The retail company is the first choice of around 51% customers for shopping online in the holiday season
Amazon.com seems to be enjoying the attention it is getting in the current holiday season, as its share price goes up on the index by 0.22% according to the last trade that took place in the stock market. The share price that was recorded by the end of the session turned out to be $665 and financial analysts believe that this increment on the index is majorly because of the interest customers are showing to shop online on the e-commerce platform. The idea of shopping online has turned out to be very popular among customers now, and this has been confirmed by a poll that was taken in November.
As per the poll results of around 3,462 adults, a massive 51% chose Amazon over every other shopping platform to carry out their shopping activities which has been taken very positively by the analysts covering the retailer’s stock.

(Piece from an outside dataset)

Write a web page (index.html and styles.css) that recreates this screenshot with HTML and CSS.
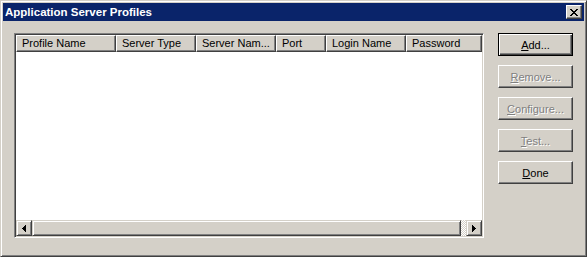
FILE: index.html
```html
<!DOCTYPE html>
<html lang="en">
<head>
  <meta charset="UTF-8">
  <title>Application Server Profiles</title>
  <link rel="stylesheet" href="styles.css">
</head>
<body>
  <div class="window">
    <div class="titlebar">
      <span class="title">Application Server Profiles</span>
      <button class="close" type="button">
        <svg width="8" height="7" viewBox="0 0 8 7" shape-rendering="crispEdges">
          <path d="M0 0h2v1h-2zM6 0h2v1h-2zM1 1h2v1h-2zM5 1h2v1h-2zM2 2h4v1h-4zM3 3h2v1h-2zM2 4h4v1h-4zM1 5h2v1h-2zM5 5h2v1h-2zM0 6h2v1h-2zM6 6h2v1h-2z" fill="#000"/>
        </svg>
      </button>
    </div>
    <div class="content">
      <div class="listview">
        <div class="header">
          <div class="col w100">Profile Name</div>
          <div class="col w80">Server Type</div>
          <div class="col w80">Server Nam...</div>
          <div class="col w50">Port</div>
          <div class="col w80">Login Name</div>
          <div class="col fill">Password</div>
        </div>
        <div class="rows"></div>
        <div class="hscroll">
          <div class="sbtn">
            <svg width="4" height="7" viewBox="0 0 4 7" shape-rendering="crispEdges"><path d="M3 0h1v7h-1zM2 1h1v5h-1zM1 2h1v3h-1zM0 3h1v1h-1z" fill="#000"/></svg>
          </div>
          <div class="thumb"></div>
          <div class="track"></div>
          <div class="sbtn">
            <svg width="4" height="7" viewBox="0 0 4 7" shape-rendering="crispEdges"><path d="M0 0h1v7h-1zM1 1h1v5h-1zM2 2h1v3h-1zM3 3h1v1h-1z" fill="#000"/></svg>
          </div>
        </div>
      </div>
      <div class="buttons">
        <button class="btn default" type="button"><u>A</u>dd...</button>
        <button class="btn" type="button" disabled><u>R</u>emove...</button>
        <button class="btn" type="button" disabled><u>C</u>onfigure...</button>
        <button class="btn" type="button" disabled><u>T</u>est...</button>
        <button class="btn" type="button"><u>D</u>one</button>
      </div>
    </div>
  </div>
</body>
</html>
```

FILE: styles.css
```css
html, body {
  margin: 0;
  padding: 0;
}
body {
  font-family: "Liberation Sans", Arial, sans-serif;
  font-size: 11px;
  color: #000;
  background: #d4d0c8;
}
.window {
  width: 587px;
  height: 257px;
  box-sizing: border-box;
  padding: 2px;
  background: #d4d0c8;
  border: 1px solid;
  border-color: #d4d0c8 #404040 #404040 #d4d0c8;
  box-shadow: inset 1px 1px #fff, inset -1px -1px #808080;
}
.titlebar {
  height: 18px;
  background: #0a246a;
  display: flex;
  align-items: center;
  justify-content: space-between;
  padding: 0 2px;
}
.title {
  color: #fff;
  font-weight: bold;
  font-size: 11.5px;
}
.close {
  width: 16px;
  height: 14px;
  padding: 0;
  margin: 0;
  box-sizing: border-box;
  background: #d4d0c8;
  border: 1px solid;
  border-color: #fff #404040 #404040 #fff;
  box-shadow: inset -1px -1px #808080;
  display: flex;
  align-items: center;
  justify-content: center;
}
.content {
  display: flex;
  gap: 14px;
  padding: 12px 11px 0 11px;
}
.listview {
  width: 470px;
  height: 205px;
  box-sizing: border-box;
  background: #fff;
  border: 1px solid;
  border-color: #808080 #fff #fff #808080;
  box-shadow: inset 1px 1px #404040, inset -1px -1px #d4d0c8;
  padding: 1px;
  display: flex;
  flex-direction: column;
}
.header {
  display: flex;
  height: 17px;
}
.col {
  box-sizing: border-box;
  height: 17px;
  line-height: 15px;
  padding-left: 5px;
  background: #d4d0c8;
  border: 1px solid;
  border-color: #fff #404040 #404040 #fff;
  box-shadow: inset -1px -1px #808080;
  white-space: nowrap;
  overflow: hidden;
}
.w100 { width: 100px; }
.w80 { width: 80px; }
.w50 { width: 50px; }
.fill { flex: 1; }
.rows {
  flex: 1;
}
.hscroll {
  display: flex;
  height: 16px;
}
.sbtn, .thumb {
  box-sizing: border-box;
  height: 16px;
  background: #d4d0c8;
  border: 1px solid;
  border-color: #d4d0c8 #404040 #404040 #d4d0c8;
  box-shadow: inset 1px 1px #fff, inset -1px -1px #808080;
}
.sbtn {
  width: 16px;
  display: flex;
  align-items: center;
  justify-content: center;
}
.thumb {
  flex: 1;
}
.track {
  width: 5px;
  background: repeating-conic-gradient(#fff 0 25%, #d4d0c8 0 50%) 0 0 / 2px 2px;
}
.buttons {
  display: flex;
  flex-direction: column;
  gap: 9px;
}
.btn {
  width: 75px;
  height: 23px;
  box-sizing: border-box;
  padding: 0;
  font-family: inherit;
  font-size: 11px;
  color: #000;
  background: #d4d0c8;
  border: 1px solid;
  border-color: #fff #404040 #404040 #fff;
  box-shadow: inset -1px -1px #808080;
}
.btn u {
  text-underline-offset: 1px;
}
.btn.default {
  border: 1px solid #000;
  box-shadow: inset 1px 1px #fff, inset -1px -1px #404040, inset -2px -2px #808080;
}
.btn:disabled {
  color: #808080;
  text-shadow: 1px 1px #fff;
}
```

The figure in favor of shopping on the giant’s shopping space has turned out to be colossal as compared to the percentage of customers who have chosen other retailers on the poll. A report by Reuters suggests that only 2% choose to shop at Macy’s while, 3% of the people wish to shop at Target. As for shoppers at Walmart, the percentage of customers who choose it over other options came around 16% only.
The results that have been attained by the poll clearly showed the dominance online retail companies have in the industry as more and more customers choose to stay at home and get all their shopping done without stepping out of their homes. Even though reports show that all the retail companies have been making efforts to bring back customers to shopping physically by visiting the retail stores and not just on the internet, but Reuters believes that all such attempts seem to be failing badly without budging the customers at any point.
However, analysts at the Street are of the opinion that Amazon stock value presently deserves a ‘hold’ rating and with that the giant has been presented with a ‘C’ score on the stock. The reasons given by the analysts to support such a rating are the mixed business activities being done by the company, in which some are radiating positivity for the short term future while some of them might not be as fruitful for the stock. The strength relies in the growing net income of the retail giant whereas the disappointments have been in the cash returns on equity that have been lower than expected.